In the case of the most reliable indicator of the solution assessment, the F-measure which takes into account both Precision and Recall, the proposed tool was at the forefront of the tested solutions with a score of 0.69. The best result of the F-measure was obtained by the SANOM system - 0.77, while the worst equal 0.61 for Lily.

Table 3. Average results of ontology alignment tools

The conducted experiment proved that the developed tool obtains better values of measures for assessing the quality of solutions than most other tools tested in the Conference track. The dataset used in the experiment contained many reference mappings, the validity of which, from the subjective user point of view, seems questionable. For example, the concepts Country and State may seem similar, but the Cambridge Dictionary defines the former as “an area of land that has its own government, army, etc.”, while the latter as “one of the parts that some countries such as the US are divided into”.

Due to the nature of the benchmark dataset provided by OAEI, which included many difficult or unintuitive mappings, it can be assumed that the developed method is capable of achieving even better results under real-world conditions on real ontologies, and not on a synthetic dataset.

6 Future Works and Summary

In recent years ontologies have become more and more popular because they provide a flexible structure that allows one to model, store, and process knowledge concerning some assumed universe of discourse. In many real cases, there is a need for integrating ontologies into a single unified knowledge representation and the initial step to achieving such a goal is designating a “bridge” between two ontologies. In the literature, this issue is referred to as ontology alignment. Formally, it can be treated as a task for providing a set of correspondences (mappings) of elements taken from two aligned ontologies. Even though the described task is very simple to describe and understand, the solution is not easy to achieve.

The practical application of the tackled issue appears when communication of two independently created information systems is required. Informally speaking, some kind of a bridge between them is expected. Utilizing ontologies in such systems is not uncommon. For example, many medical systems operating different therapeutic devices (e.g. CT or linear accelerator) incorporate ontologies as a backbone healthcare vocabularies (e.g. SNOMED-CT or ICD10) used to describe patients’ treatment courses. Providing the interoperability of such systems requires their terminologies to be initially matched.

The article is the final element of our fuzzy logic ontology alignment framework, which addresses the level of concepts. We have taken inspiration from our previous publications ([8, 9]) in which we focused on mapping ontologies on the level of relations and the level of instances. We proposed to aggregate several similarity values calculated between concepts taken from independently created ontologies by introducing another level of expert knowledge in the form of fuzzy inference rules.
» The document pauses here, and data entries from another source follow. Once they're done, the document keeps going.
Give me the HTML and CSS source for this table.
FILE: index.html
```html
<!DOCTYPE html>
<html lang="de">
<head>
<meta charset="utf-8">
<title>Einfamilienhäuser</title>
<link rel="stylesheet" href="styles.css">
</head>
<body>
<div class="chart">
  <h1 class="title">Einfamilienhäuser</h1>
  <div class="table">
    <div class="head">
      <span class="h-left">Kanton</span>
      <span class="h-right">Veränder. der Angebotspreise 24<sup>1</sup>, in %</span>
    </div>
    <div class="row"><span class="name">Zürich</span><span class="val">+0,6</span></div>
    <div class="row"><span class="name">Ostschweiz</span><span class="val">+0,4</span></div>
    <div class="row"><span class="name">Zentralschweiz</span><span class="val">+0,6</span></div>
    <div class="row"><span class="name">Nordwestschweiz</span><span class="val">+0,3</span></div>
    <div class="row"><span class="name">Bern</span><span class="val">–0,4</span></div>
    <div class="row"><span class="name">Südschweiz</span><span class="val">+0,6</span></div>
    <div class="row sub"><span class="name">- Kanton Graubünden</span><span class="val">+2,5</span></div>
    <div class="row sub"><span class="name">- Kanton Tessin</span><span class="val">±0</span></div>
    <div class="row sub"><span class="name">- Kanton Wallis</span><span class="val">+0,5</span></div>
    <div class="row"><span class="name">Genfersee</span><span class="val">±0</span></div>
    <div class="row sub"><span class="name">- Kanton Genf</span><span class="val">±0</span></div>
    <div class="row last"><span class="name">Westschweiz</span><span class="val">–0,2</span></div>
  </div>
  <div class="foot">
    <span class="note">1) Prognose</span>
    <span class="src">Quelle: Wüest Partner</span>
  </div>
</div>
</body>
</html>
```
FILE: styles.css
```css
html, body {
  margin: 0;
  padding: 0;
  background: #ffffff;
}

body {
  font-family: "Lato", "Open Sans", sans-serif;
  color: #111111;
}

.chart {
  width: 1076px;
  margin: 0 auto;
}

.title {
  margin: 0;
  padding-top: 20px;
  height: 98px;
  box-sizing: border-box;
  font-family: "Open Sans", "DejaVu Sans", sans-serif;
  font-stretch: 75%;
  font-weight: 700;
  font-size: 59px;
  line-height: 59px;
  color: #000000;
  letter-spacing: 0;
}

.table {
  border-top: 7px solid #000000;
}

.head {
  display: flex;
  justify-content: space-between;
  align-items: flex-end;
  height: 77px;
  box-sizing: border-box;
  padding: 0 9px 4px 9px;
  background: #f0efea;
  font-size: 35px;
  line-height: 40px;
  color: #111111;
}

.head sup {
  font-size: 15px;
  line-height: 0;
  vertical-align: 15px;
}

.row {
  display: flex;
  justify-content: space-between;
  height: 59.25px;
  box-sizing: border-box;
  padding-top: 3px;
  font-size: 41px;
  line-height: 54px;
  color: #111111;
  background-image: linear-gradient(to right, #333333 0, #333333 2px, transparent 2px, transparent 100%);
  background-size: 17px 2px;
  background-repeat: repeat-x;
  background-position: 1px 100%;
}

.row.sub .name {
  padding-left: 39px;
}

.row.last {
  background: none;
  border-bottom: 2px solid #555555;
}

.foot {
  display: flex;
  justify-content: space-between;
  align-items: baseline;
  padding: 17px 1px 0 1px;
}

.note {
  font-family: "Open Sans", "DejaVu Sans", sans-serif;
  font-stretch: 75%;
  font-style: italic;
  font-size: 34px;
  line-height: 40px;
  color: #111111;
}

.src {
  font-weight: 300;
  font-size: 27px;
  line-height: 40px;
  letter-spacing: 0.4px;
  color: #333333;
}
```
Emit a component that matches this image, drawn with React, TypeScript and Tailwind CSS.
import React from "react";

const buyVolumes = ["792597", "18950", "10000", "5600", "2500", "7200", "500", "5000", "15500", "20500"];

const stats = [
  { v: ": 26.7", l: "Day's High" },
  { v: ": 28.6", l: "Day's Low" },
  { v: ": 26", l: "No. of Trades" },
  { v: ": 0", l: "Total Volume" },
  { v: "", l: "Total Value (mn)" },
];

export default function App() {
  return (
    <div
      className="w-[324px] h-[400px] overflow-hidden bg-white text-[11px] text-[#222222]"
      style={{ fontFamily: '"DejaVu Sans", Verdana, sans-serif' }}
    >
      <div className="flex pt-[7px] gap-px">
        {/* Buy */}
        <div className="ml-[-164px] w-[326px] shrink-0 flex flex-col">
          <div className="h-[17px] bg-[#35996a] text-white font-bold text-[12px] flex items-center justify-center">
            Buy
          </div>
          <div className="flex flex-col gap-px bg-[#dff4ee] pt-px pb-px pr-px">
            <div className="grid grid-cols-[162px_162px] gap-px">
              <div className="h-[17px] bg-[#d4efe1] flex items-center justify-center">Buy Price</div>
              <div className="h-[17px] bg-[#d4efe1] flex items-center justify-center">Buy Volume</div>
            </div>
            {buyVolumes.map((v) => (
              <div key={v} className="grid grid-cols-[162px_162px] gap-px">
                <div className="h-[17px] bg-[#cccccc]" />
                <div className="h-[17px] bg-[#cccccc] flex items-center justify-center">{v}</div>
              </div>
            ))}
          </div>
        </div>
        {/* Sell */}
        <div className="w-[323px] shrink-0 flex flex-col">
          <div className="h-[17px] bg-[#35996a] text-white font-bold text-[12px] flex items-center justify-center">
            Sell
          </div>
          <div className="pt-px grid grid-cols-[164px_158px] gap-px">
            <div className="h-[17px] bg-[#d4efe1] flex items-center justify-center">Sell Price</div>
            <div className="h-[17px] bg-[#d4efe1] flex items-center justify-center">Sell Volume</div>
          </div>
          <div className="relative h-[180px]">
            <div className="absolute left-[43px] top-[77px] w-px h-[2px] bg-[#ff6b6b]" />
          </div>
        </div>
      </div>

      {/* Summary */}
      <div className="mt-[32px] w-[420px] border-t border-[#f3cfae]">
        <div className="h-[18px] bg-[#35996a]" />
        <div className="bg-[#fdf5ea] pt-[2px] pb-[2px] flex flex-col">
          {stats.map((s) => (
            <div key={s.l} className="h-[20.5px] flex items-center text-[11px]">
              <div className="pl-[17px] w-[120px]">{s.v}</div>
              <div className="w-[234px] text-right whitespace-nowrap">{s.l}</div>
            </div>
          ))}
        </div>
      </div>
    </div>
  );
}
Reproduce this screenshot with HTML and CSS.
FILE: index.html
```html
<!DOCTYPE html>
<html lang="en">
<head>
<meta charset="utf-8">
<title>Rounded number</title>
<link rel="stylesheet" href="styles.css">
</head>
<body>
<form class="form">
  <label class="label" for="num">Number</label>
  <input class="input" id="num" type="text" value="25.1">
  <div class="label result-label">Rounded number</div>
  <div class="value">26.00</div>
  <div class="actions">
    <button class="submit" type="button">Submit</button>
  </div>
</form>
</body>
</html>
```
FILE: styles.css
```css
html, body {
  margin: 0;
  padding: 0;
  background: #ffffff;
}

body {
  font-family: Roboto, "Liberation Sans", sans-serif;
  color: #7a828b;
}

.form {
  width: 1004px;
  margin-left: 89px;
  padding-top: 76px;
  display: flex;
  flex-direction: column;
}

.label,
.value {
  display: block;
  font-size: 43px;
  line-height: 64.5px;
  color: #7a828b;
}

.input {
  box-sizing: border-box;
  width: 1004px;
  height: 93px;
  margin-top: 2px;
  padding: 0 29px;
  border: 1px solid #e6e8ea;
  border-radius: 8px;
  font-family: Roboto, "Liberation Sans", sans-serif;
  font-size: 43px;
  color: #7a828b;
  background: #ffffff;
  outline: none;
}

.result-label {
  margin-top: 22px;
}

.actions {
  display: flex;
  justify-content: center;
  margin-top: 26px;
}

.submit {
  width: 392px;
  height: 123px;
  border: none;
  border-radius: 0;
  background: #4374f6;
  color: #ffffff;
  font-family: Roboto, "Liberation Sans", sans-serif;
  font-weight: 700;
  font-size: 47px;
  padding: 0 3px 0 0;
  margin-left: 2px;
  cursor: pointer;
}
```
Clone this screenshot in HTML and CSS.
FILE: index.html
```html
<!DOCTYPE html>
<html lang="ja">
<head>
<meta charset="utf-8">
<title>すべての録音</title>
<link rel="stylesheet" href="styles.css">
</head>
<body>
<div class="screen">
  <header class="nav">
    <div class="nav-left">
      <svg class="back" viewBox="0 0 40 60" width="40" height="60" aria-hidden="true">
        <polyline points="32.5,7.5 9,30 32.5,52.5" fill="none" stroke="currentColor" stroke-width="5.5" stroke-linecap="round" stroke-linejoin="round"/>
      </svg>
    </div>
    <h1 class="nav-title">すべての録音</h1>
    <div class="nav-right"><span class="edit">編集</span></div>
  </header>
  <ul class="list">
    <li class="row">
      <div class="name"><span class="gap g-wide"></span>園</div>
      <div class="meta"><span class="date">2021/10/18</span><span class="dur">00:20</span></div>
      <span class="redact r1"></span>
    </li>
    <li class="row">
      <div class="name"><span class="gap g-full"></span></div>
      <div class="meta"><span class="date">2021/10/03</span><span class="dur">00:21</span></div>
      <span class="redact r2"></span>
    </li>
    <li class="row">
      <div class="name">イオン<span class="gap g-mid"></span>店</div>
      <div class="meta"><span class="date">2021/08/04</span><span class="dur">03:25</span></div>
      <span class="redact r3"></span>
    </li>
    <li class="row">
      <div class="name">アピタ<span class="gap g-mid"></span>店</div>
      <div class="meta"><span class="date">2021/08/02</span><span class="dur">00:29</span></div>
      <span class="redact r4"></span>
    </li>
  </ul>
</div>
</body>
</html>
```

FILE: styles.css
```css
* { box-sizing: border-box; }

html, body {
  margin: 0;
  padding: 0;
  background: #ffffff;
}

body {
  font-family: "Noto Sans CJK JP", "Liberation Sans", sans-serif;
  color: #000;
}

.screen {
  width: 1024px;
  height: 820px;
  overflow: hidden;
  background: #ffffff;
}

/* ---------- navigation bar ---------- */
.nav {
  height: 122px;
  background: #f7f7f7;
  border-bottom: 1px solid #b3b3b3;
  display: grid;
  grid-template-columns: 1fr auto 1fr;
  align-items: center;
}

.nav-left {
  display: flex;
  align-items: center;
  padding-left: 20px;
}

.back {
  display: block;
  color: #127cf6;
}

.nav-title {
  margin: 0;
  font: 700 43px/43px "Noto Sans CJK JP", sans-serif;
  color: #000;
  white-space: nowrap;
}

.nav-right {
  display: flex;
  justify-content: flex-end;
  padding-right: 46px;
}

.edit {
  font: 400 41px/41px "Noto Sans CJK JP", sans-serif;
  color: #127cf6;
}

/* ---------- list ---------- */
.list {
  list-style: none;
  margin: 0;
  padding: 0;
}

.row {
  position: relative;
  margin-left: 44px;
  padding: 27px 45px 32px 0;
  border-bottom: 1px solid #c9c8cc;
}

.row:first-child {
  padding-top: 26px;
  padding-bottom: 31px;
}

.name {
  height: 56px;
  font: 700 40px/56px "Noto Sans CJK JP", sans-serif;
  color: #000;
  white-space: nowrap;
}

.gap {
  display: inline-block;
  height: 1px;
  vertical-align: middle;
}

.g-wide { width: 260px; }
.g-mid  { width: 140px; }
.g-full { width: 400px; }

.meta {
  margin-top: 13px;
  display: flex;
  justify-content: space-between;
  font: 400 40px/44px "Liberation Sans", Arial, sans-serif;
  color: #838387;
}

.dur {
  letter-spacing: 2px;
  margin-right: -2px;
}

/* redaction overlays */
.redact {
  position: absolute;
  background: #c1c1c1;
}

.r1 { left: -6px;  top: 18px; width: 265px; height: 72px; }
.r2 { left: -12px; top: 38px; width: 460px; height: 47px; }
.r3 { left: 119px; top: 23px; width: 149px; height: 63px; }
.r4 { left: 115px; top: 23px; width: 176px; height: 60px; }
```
Such an approach makes it possible to decide whether or not some elements taken from independent ontologies are matchable.

The developed framework was experimentally verified and compared with other solutions known from the literature (SANOM, AML, LogMap, Wiktionary, DOME, edna, LogMapLt, ALIN, StringEquiv, ONTMAT1and Lily). This comparison was performed using a commonly accepted dataset provided by Ontology Alignment Evaluation Initiative. The collected results allow us to claim that our approach yield very good alignments.

In the upcoming future, we plan to focus on the aspect of scalability of the developed fuzzy framework. To do so we plan to conduct more extensive experiments using different datasets created by the Ontology Alignment Evaluation Initiative. Additionally, we plan the developed other similarity functions for the level of concepts to increase the flexibility of the proposed framework.